DeepSeek has released its V4 series of Mixture-of-Experts language models, featuring DeepSeek-V4-Pro with 1.6 trillion parameters (49 billion activated) and DeepSeek-V4-Flash with 284 billion parameters (13 billion activated). Both models support a context length of one million tokens, making them among the most capable open-source options for long-context tasks and positioning DeepSeek as a leader in efficient large language model development.

The V4 series introduces a hybrid attention mechanism combining Compressed Sparse Attention and Heavily Compressed Attention. In the 1M-token context setting, DeepSeek-V4-Pro requires only 27% of single-token inference FLOPs and 10% of KV cache compared with DeepSeek-V3.2, representing a major efficiency breakthrough. The models also incorporate Manifold-Constrained Hyper-Connections to enhance signal propagation stability and use the Muon optimizer for faster convergence.

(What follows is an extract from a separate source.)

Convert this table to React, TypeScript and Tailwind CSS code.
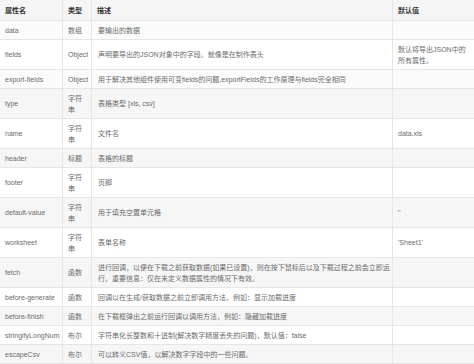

DeepSeek-V4-Pro-Max achieves top-tier performance in coding benchmarks and narrows the gap with leading closed-source models on reasoning and agentic tasks. The models were pre-trained on over 32 trillion diverse, high-quality tokens and underwent a comprehensive post-training pipeline. They support three reasoning effort modes: Non-think for fast responses, Think High for complex problem-solving, and Think Max for maximum reasoning capability.